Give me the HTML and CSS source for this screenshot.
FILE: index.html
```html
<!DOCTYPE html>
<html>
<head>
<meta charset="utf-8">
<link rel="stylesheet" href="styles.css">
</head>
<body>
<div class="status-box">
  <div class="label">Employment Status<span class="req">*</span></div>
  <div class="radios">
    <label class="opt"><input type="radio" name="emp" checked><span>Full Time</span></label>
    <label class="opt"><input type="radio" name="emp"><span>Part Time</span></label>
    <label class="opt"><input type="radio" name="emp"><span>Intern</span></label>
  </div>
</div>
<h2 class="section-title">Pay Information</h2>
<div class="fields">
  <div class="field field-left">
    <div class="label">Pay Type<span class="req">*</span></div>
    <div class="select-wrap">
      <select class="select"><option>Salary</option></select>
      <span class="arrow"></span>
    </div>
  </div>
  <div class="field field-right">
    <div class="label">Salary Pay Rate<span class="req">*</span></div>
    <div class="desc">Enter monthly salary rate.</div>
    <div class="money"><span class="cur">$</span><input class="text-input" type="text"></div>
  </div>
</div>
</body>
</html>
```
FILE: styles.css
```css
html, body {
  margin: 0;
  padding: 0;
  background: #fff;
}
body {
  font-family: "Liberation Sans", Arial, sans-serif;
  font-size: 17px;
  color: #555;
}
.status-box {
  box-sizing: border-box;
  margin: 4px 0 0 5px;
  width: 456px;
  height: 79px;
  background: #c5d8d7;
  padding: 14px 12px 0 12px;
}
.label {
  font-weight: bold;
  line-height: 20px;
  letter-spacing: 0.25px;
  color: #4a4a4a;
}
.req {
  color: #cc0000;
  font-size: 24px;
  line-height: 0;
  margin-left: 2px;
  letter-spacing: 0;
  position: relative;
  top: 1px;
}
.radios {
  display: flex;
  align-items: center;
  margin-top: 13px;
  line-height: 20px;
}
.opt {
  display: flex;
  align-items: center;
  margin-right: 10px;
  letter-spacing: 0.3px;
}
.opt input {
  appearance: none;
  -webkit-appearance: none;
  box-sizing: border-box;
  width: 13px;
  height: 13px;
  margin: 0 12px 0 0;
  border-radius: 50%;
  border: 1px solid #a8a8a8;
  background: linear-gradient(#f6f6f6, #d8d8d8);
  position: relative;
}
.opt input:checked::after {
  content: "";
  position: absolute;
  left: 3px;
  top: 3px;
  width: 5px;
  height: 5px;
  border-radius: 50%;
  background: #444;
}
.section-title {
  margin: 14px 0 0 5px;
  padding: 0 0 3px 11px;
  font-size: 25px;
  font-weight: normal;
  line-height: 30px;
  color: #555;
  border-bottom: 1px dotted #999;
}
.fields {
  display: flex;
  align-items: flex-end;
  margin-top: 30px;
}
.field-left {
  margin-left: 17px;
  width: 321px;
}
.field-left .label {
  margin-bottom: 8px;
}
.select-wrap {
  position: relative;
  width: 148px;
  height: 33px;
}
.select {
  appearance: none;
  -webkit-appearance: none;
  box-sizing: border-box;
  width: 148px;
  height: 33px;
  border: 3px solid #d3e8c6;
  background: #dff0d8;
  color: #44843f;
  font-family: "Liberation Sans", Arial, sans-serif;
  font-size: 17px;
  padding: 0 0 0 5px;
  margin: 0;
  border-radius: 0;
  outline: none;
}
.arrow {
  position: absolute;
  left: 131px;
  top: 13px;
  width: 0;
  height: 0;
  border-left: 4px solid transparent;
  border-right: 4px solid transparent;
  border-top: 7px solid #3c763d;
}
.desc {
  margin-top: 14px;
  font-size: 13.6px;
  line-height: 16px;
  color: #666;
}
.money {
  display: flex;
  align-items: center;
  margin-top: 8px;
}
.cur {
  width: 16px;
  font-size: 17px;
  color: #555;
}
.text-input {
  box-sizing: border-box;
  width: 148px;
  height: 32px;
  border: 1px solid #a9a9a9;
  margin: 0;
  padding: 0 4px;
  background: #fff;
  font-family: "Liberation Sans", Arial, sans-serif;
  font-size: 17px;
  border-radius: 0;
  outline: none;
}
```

- _STATED TASK_: Extract all of the data shown above without alteration.

- _PROBLEM SOLUTION_:
Give me the HTML and CSS source for this screenshot.
FILE: index.html
```html
<!DOCTYPE html>
<html>
<head>
<meta charset="utf-8">
<link rel="stylesheet" href="styles.css">
</head>
<body>
<div class="status-box">
  <div class="label">Employment Status<span class="req">*</span></div>
  <div class="radios">
    <label class="opt"><input type="radio" name="emp" checked><span>Full Time</span></label>
    <label class="opt"><input type="radio" name="emp"><span>Part Time</span></label>
    <label class="opt"><input type="radio" name="emp"><span>Intern</span></label>
  </div>
</div>
<h2 class="section-title">Pay Information</h2>
<div class="fields">
  <div class="field field-left">
    <div class="label">Pay Type<span class="req">*</span></div>
    <div class="select-wrap">
      <select class="select"><option>Salary</option></select>
      <span class="arrow"></span>
    </div>
  </div>
  <div class="field field-right">
    <div class="label">Salary Pay Rate<span class="req">*</span></div>
    <div class="desc">Enter monthly salary rate.</div>
    <div class="money"><span class="cur">$</span><input class="text-input" type="text"></div>
  </div>
</div>
</body>
</html>
```
FILE: styles.css
```css
html, body {
  margin: 0;
  padding: 0;
  background: #fff;
}
body {
  font-family: "Liberation Sans", Arial, sans-serif;
  font-size: 17px;
  color: #555;
}
.status-box {
  box-sizing: border-box;
  margin: 4px 0 0 5px;
  width: 456px;
  height: 79px;
  background: #c5d8d7;
  padding: 14px 12px 0 12px;
}
.label {
  font-weight: bold;
  line-height: 20px;
  letter-spacing: 0.25px;
  color: #4a4a4a;
}
.req {
  color: #cc0000;
  font-size: 24px;
  line-height: 0;
  margin-left: 2px;
  letter-spacing: 0;
  position: relative;
  top: 1px;
}
.radios {
  display: flex;
  align-items: center;
  margin-top: 13px;
  line-height: 20px;
}
.opt {
  display: flex;
  align-items: center;
  margin-right: 10px;
  letter-spacing: 0.3px;
}
.opt input {
  appearance: none;
  -webkit-appearance: none;
  box-sizing: border-box;
  width: 13px;
  height: 13px;
  margin: 0 12px 0 0;
  border-radius: 50%;
  border: 1px solid #a8a8a8;
  background: linear-gradient(#f6f6f6, #d8d8d8);
  position: relative;
}
.opt input:checked::after {
  content: "";
  position: absolute;
  left: 3px;
  top: 3px;
  width: 5px;
  height: 5px;
  border-radius: 50%;
  background: #444;
}
.section-title {
  margin: 14px 0 0 5px;
  padding: 0 0 3px 11px;
  font-size: 25px;
  font-weight: normal;
  line-height: 30px;
  color: #555;
  border-bottom: 1px dotted #999;
}
.fields {
  display: flex;
  align-items: flex-end;
  margin-top: 30px;
}
.field-left {
  margin-left: 17px;
  width: 321px;
}
.field-left .label {
  margin-bottom: 8px;
}
.select-wrap {
  position: relative;
  width: 148px;
  height: 33px;
}
.select {
  appearance: none;
  -webkit-appearance: none;
  box-sizing: border-box;
  width: 148px;
  height: 33px;
  border: 3px solid #d3e8c6;
  background: #dff0d8;
  color: #44843f;
  font-family: "Liberation Sans", Arial, sans-serif;
  font-size: 17px;
  padding: 0 0 0 5px;
  margin: 0;
  border-radius: 0;
  outline: none;
}
.arrow {
  position: absolute;
  left: 131px;
  top: 13px;
  width: 0;
  height: 0;
  border-left: 4px solid transparent;
  border-right: 4px solid transparent;
  border-top: 7px solid #3c763d;
}
.desc {
  margin-top: 14px;
  font-size: 13.6px;
  line-height: 16px;
  color: #666;
}
.money {
  display: flex;
  align-items: center;
  margin-top: 8px;
}
.cur {
  width: 16px;
  font-size: 17px;
  color: #555;
}
.text-input {
  box-sizing: border-box;
  width: 148px;
  height: 32px;
  border: 1px solid #a9a9a9;
  margin: 0;
  padding: 0 4px;
  background: #fff;
  font-family: "Liberation Sans", Arial, sans-serif;
  font-size: 17px;
  border-radius: 0;
  outline: none;
}
```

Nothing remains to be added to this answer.